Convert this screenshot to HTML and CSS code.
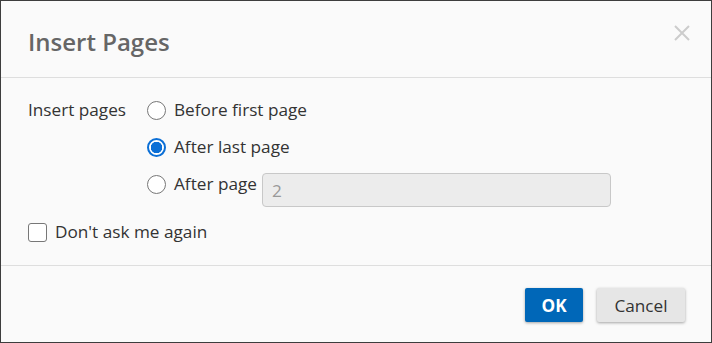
FILE: index.html
```html
<!DOCTYPE html>
<html>
<head>
<meta charset="utf-8">
<link rel="stylesheet" href="styles.css">
</head>
<body>
<div class="dialog">
  <div class="header">
    <h1 class="title">Insert Pages</h1>
    <button class="close" aria-label="Close">
      <svg width="16" height="16" viewBox="0 0 16 16"><path d="M1 1 L15 15 M15 1 L1 15" stroke="#cccccc" stroke-width="2" fill="none"/></svg>
    </button>
  </div>
  <div class="content">
    <div class="group">
      <div class="group-label">Insert pages</div>
      <div class="options">
        <label class="option"><input type="radio" name="pos" class="radio"><span>Before first page</span></label>
        <label class="option"><input type="radio" name="pos" class="radio" checked><span>After last page</span></label>
        <label class="option"><input type="radio" name="pos" class="radio"><span>After page</span><input type="text" class="page-input" value="2" disabled></label>
      </div>
    </div>
    <label class="option check-row"><input type="checkbox" class="check"><span>Don't ask me again</span></label>
  </div>
  <div class="footer">
    <button class="btn btn-primary">OK</button>
    <button class="btn btn-secondary">Cancel</button>
  </div>
</div>
</body>
</html>
```
FILE: styles.css
```css
* { box-sizing: border-box; }
html, body { margin: 0; padding: 0; }
body {
  font-family: "Open Sans", "Liberation Sans", sans-serif;
  font-size: 17.2px;
  color: #333;
  background: #fafafa;
}
.dialog {
  width: 712px;
  height: 343px;
  border: 1px solid #3d3d3d;
  background: #fafafa;
  display: flex;
  flex-direction: column;
}
.header {
  height: 77px;
  border-bottom: 1px solid #dedede;
  display: flex;
  align-items: center;
  justify-content: space-between;
  padding: 0 21px 0 27px;
}
.title {
  margin: 0;
  font-size: 24px;
  font-weight: 600;
  color: #666;
  line-height: 30px;
  padding-top: 9px;
  padding-bottom: 3px;
}
.close {
  background: none;
  border: 0;
  padding: 0;
  width: 16px;
  height: 16px;
  margin-bottom: 12px;
  margin-top: 0;
}
.content {
  padding: 19px 27px 20px;
  border-bottom: 1px solid #dedede;
  display: flex;
  flex-direction: column;
  gap: 12px;
}
.group {
  display: flex;
}
.group-label {
  width: 119px;
  line-height: 26px;
}
.options {
  display: flex;
  flex-direction: column;
  gap: 11px;
}
.option {
  display: flex;
  align-items: flex-start;
  line-height: 26px;
}
.option > span { white-space: nowrap; }
.radio {
  appearance: none;
  -webkit-appearance: none;
  margin: 4px 8px 0 0;
  width: 19px;
  height: 19px;
  border: 1px solid #777;
  border-radius: 50%;
  background: #fff;
  flex: none;
}
.radio:checked {
  border: 2px solid #0b6fd6;
  background: radial-gradient(circle, #0b6fd6 0 5.5px, #fff 6px);
}
.page-input {
  margin: 2px 0 0 5px;
  width: 349px;
  height: 34px;
  border: 1px solid #c8c8c8;
  border-radius: 4px;
  background: #ececec;
  color: #999;
  font: inherit;
  padding: 0 9px;
}
.check {
  appearance: none;
  -webkit-appearance: none;
  margin: 4px 8px 0 0;
  width: 19px;
  height: 19px;
  border: 1px solid #777;
  border-radius: 3px;
  background: #fff;
  flex: none;
}
.footer {
  flex: 1;
  display: flex;
  justify-content: flex-end;
  align-items: flex-start;
  gap: 14px;
  padding: 22px 26px 0 0;
}
.btn {
  height: 34px;
  border: 0;
  border-radius: 2px;
  font-family: inherit;
  font-size: 17.2px;
  box-shadow: 0 1px 3px rgba(0,0,0,0.35);
  cursor: pointer;
}
.btn-primary {
  width: 58px;
  background: #0067b8;
  color: #fff;
  font-weight: 700;
}
.btn-secondary {
  width: 88px;
  background: #e6e6e6;
  color: #333;
}
```
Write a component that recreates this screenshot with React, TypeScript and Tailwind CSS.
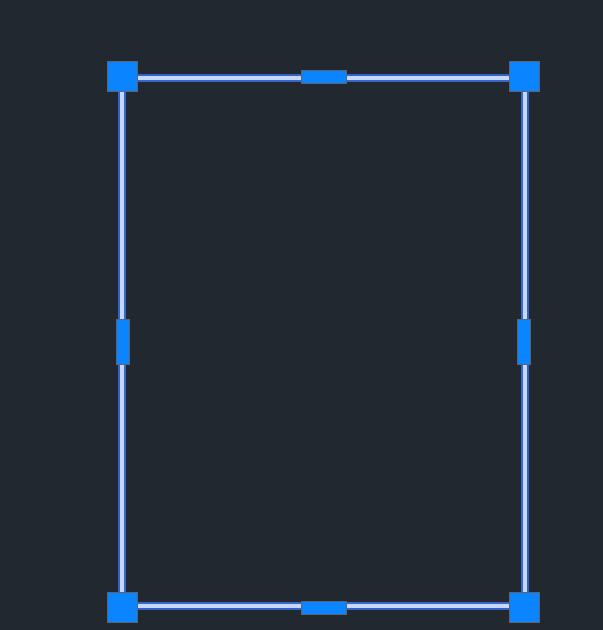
import React from "react";

const Corner = () => (
  <div className="w-[31px] h-[31px] bg-[#0a84ff] border border-[#5b6472]" />
);
const HMid = () => (
  <div className="w-[46px] h-[14px] bg-[#0a84ff] border border-[#5b6472]" />
);
const VMid = () => (
  <div className="w-[14px] h-[46px] bg-[#0a84ff] border border-[#5b6472]" />
);

export default function App() {
  return (
    <div className="w-[603px] h-[630px] bg-[#22282f] overflow-hidden pl-[118px] pt-[74px]">
      <div className="relative w-[411px] h-[536px]">
        <div className="w-full h-full border-2 border-[#3363c6]">
          <div className="w-full h-full border-4 border-[#c6d7fe]">
            <div className="w-full h-full border-2 border-[#3868cc]" />
          </div>
        </div>
        <div className="absolute -left-[11px] -right-[11px] -top-[13px] -bottom-[13px] flex flex-col justify-between">
          <div className="flex justify-between items-center">
            <Corner />
            <HMid />
            <Corner />
          </div>
          <div className="flex justify-between items-center px-[9px]">
            <VMid />
            <VMid />
          </div>
          <div className="flex justify-between items-center">
            <Corner />
            <HMid />
            <Corner />
          </div>
        </div>
      </div>
    </div>
  );
}
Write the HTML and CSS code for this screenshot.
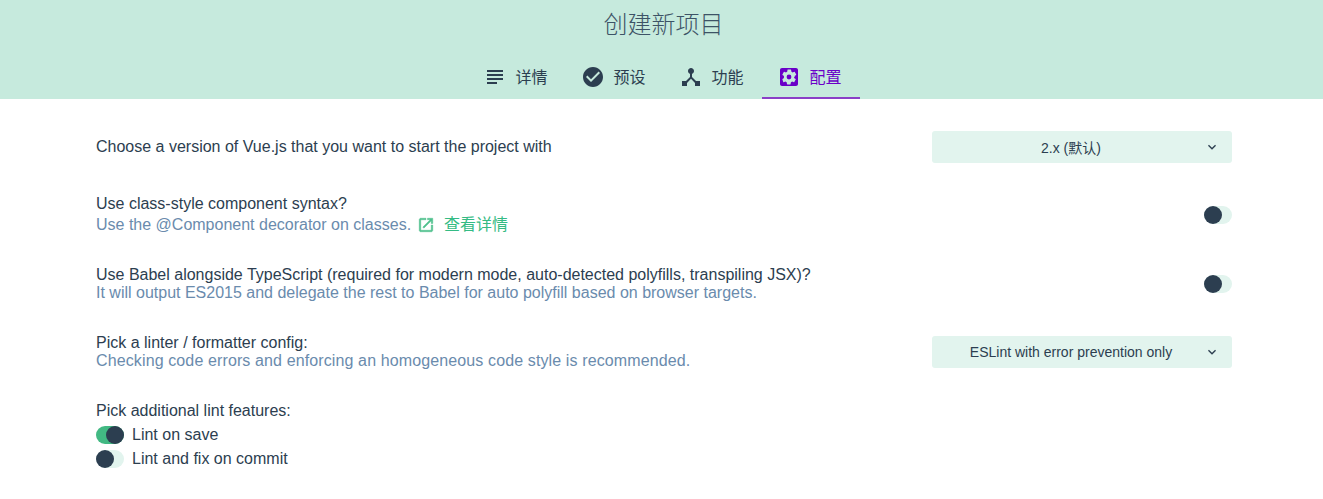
FILE: index.html
```html
<!DOCTYPE html>
<html lang="en">
<head>
  <meta charset="UTF-8">
  <meta name="viewport" content="width=device-width, initial-scale=1.0">
  <title>创建新项目</title>
  <link rel="stylesheet" href="styles.css">
</head>
<body>
  <header class="header">
    <h1 class="title">创建新项目</h1>
    <nav class="tabs">
      <div class="tab">
        <svg class="tab-icon" viewBox="0 0 24 24"><path d="M14 17H4v2h10v-2zm6-8H4v2h16V9zM4 15h16v-2H4v2zM4 5v2h16V5H4z"/></svg>
        <span>详情</span>
      </div>
      <div class="tab">
        <svg class="tab-icon" viewBox="0 0 24 24"><path d="M12 2C6.48 2 2 6.48 2 12s4.48 10 10 10 10-4.48 10-10S17.52 2 12 2zm-2 15l-5-5 1.41-1.41L10 14.17l7.59-7.59L19 8l-9 9z"/></svg>
        <span>预设</span>
      </div>
      <div class="tab">
        <svg class="tab-icon" viewBox="0 0 24 24"><path d="M17 16l-4-4V8.82C14.16 8.4 15 7.3 15 6c0-1.66-1.34-3-3-3S9 4.34 9 6c0 1.3.84 2.4 2 2.82V12l-4 4H3v5h5v-3.05l4-4.2 4 4.2V21h5v-5h-4z"/></svg>
        <span>功能</span>
      </div>
      <div class="tab tab-active">
        <svg class="tab-icon" viewBox="0 0 24 24"><path d="M3 5v14c0 1.1.89 2 2 2h14c1.1 0 2-.9 2-2V5c0-1.1-.9-2-2-2H5c-1.11 0-2 .9-2 2zm14.2 7c0 .3 0 .6-.1.9l1.5 1.2c.1.1.2.3.1.4l-1.4 2.5c-.1.2-.3.2-.4.2l-1.8-.7c-.4.3-.8.5-1.2.7l-.3 1.9c0 .2-.2.3-.4.3h-2.8c-.2 0-.3-.1-.4-.3l-.3-1.9c-.4-.2-.8-.4-1.2-.7l-1.8.7c-.2.1-.3 0-.4-.2L5.4 14.500c-.1-.1 0-.3.1-.4l1.5-1.2c-.1-.3-.1-.6-.1-.9s0-.6.1-.9L5.500 9.900c-.1-.1-.2-.3-.1-.4l1.400-2.500c.1-.2.3-.2.400-.2l1.800.7c.4-.3.800-.5 1.200-.7l.3-1.900c.1-.2.2-.3.400-.3h2.800c.2 0 .3.1.4.3l.3 1.900c.4.2.8.4 1.200.7l1.800-.7c.2-.1.3 0 .4.2l1.400 2.500c.1.1 0 .3-.1.4l-1.500 1.200c.1.300.1.600.1.900zM12 9.600a2.400 2.400 0 1 0 0 4.800 2.400 2.400 0 0 0 0-4.800z"/></svg>
        <span>配置</span>
      </div>
    </nav>
  </header>

  <main class="prompts">
    <section class="prompt prompt-first">
      <div class="prompt-text">
        <div class="prompt-name">Choose a version of Vue.js that you want to start the project with</div>
      </div>
      <div class="select">
        <span class="select-value">2.x (默认)</span>
        <svg class="select-arrow" viewBox="0 0 24 24"><path d="M7.41 8.59L12 13.17l4.59-4.58L18 10l-6 6-6-6z"/></svg>
      </div>
    </section>

    <section class="prompt prompt-second">
      <div class="prompt-text with-link">
        <div class="prompt-name">Use class-style component syntax?</div>
        <div class="prompt-desc">
          Use the @Component decorator on classes.
          <a class="more-link" href="#">
            <svg class="more-icon" viewBox="0 0 24 24"><path d="M19 19H5V5h7V3H5c-1.110 0-2 .9-2 2v14c0 1.100.89 2 2 2h14c1.100 0 2-.9 2-2v-7h-2v7zM14 3v2h3.590l-9.830 9.830 1.410 1.410L19 6.410V10h2V3h-7z"/></svg>
            <span class="more-label">查看详情</span>
          </a>
        </div>
      </div>
      <div class="toggle"><div class="knob"></div></div>
    </section>

    <section class="prompt prompt-third">
      <div class="prompt-text">
        <div class="prompt-name">Use Babel alongside TypeScript (required for modern mode, auto-detected polyfills, transpiling JSX)?</div>
        <div class="prompt-desc tight">It will output ES2015 and delegate the rest to Babel for auto polyfill based on browser targets.</div>
      </div>
      <div class="toggle"><div class="knob"></div></div>
    </section>

    <section class="prompt prompt-fourth">
      <div class="prompt-text">
        <div class="prompt-name">Pick a linter / formatter config:</div>
        <div class="prompt-desc tight wide">Checking code errors and enforcing an homogeneous code style is recommended.</div>
      </div>
      <div class="select">
        <span class="select-value">ESLint with error prevention only</span>
        <svg class="select-arrow" viewBox="0 0 24 24"><path d="M7.41 8.59L12 13.17l4.59-4.58L18 10l-6 6-6-6z"/></svg>
      </div>
    </section>

    <section class="checks">
      <div class="prompt-name">Pick additional lint features:</div>
      <div class="check">
        <div class="toggle toggle-on"><div class="knob"></div></div>
        <span>Lint on save</span>
      </div>
      <div class="check">
        <div class="toggle"><div class="knob"></div></div>
        <span>Lint and fix on commit</span>
      </div>
    </section>
  </main>
</body>
</html>
```

FILE: styles.css
```css
* {
  margin: 0;
  padding: 0;
  box-sizing: border-box;
}
body {
  background: #fff;
  color: #2c3e50;
  font-family: 'Liberation Sans', 'Noto Sans CJK SC', Arial, sans-serif;
  font-size: 16px;
  overflow: hidden;
}
.header {
  height: 99px;
  padding-left: 4px;
  background: #c6eadd;
  display: flex;
  flex-direction: column;
  align-items: center;
}
.title {
  height: 56px;
  padding-top: 7px;
  font-size: 24px;
  line-height: 32px;
  font-weight: 300;
  font-family: 'Noto Sans CJK SC', sans-serif;
  color: #3d5366;
}
.tabs {
  display: flex;
  height: 43px;
}
.tab {
  width: 98px;
  display: flex;
  align-items: center;
  justify-content: center;
  gap: 8px;
  padding-right: 2px;
  padding-bottom: 1px;
  border-bottom: 2px solid transparent;
  font-size: 16px;
  font-family: 'Noto Sans CJK SC', sans-serif;
}
.tab-icon {
  width: 24px;
  height: 24px;
  margin-top: 2px;
  fill: #2c3e50;
  display: block;
}
.tab-active {
  color: #6a00c8;
  border-bottom-color: #8a3fc7;
}
.tab-active .tab-icon {
  fill: #6a00c8;
}
.prompts {
  padding: 0 91px 0 96px;
}
.prompt {
  display: flex;
  align-items: center;
  justify-content: space-between;
}
.prompt-first {
  height: 32px;
  margin-top: 32px;
}
.prompt-second {
  height: 44px;
  margin-top: 30px;
}
.prompt-third {
  height: 36px;
  margin-top: 29px;
}
.prompt-fourth {
  height: 36px;
  margin-top: 32px;
}
.with-link {
  padding-top: 2px;
}
.prompt-name {
  line-height: 18px;
}
.prompt-desc {
  color: #6a8bad;
  line-height: 24px;
  display: flex;
  align-items: center;
  gap: 4px;
}
.prompt-desc.tight {
  line-height: 18px;
}
.prompt-desc.wide {
  letter-spacing: 0.12px;
}
.more-link {
  display: inline-flex;
  align-items: center;
  gap: 9px;
  margin-left: 2px;
  color: #34bb84;
  text-decoration: none;
  font-family: 'Noto Sans CJK SC', sans-serif;
  font-size: 16px;
}
.more-label {
  line-height: 20px;
  margin-bottom: 4px;
}
.more-icon {
  width: 18px;
  height: 18px;
  fill: #4fc08d;
  stroke: #4fc08d;
  stroke-width: 0.6;
}
.select {
  width: 300px;
  height: 32px;
  background: #e2f4ee;
  border-radius: 3px;
  display: flex;
  align-items: center;
  justify-content: center;
  position: relative;
  font-size: 14px;
}
.select-value {
  font-family: 'Liberation Sans', 'Noto Sans CJK SC', sans-serif;
  padding-right: 22px;
}
.select-arrow {
  position: absolute;
  right: 12px;
  top: 8px;
  width: 16px;
  height: 16px;
  fill: #2c3e50;
}
.toggle {
  width: 28px;
  height: 18px;
  border-radius: 9px;
  background: #e2f4ee;
  display: flex;
  align-items: center;
}
.toggle-on {
  background: #42b983;
  justify-content: flex-end;
}
.knob {
  width: 18px;
  height: 18px;
  border-radius: 50%;
  background: #2c3e50;
}
.checks {
  margin-top: 32px;
}
.check {
  display: flex;
  align-items: center;
  gap: 8px;
  height: 24px;
}
.checks .prompt-name {
  margin-bottom: 3px;
}
```
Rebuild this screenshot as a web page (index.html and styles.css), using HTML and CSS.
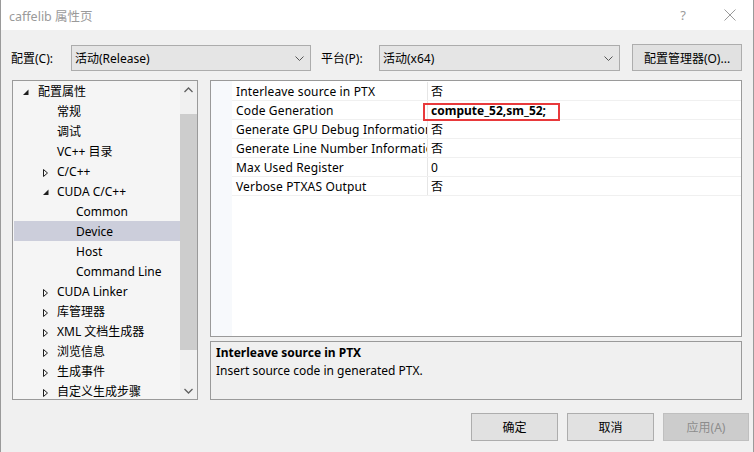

++++

• WORK REQUIRED:
Leave the pictures aside and restate exactly the lines from the one containing "Write a component" to the one containing "import React from", those two lines included.

• PROBLEM SOLUTION:
Write a component that recreates this screenshot with React, TypeScript and Tailwind CSS.
import React from "react";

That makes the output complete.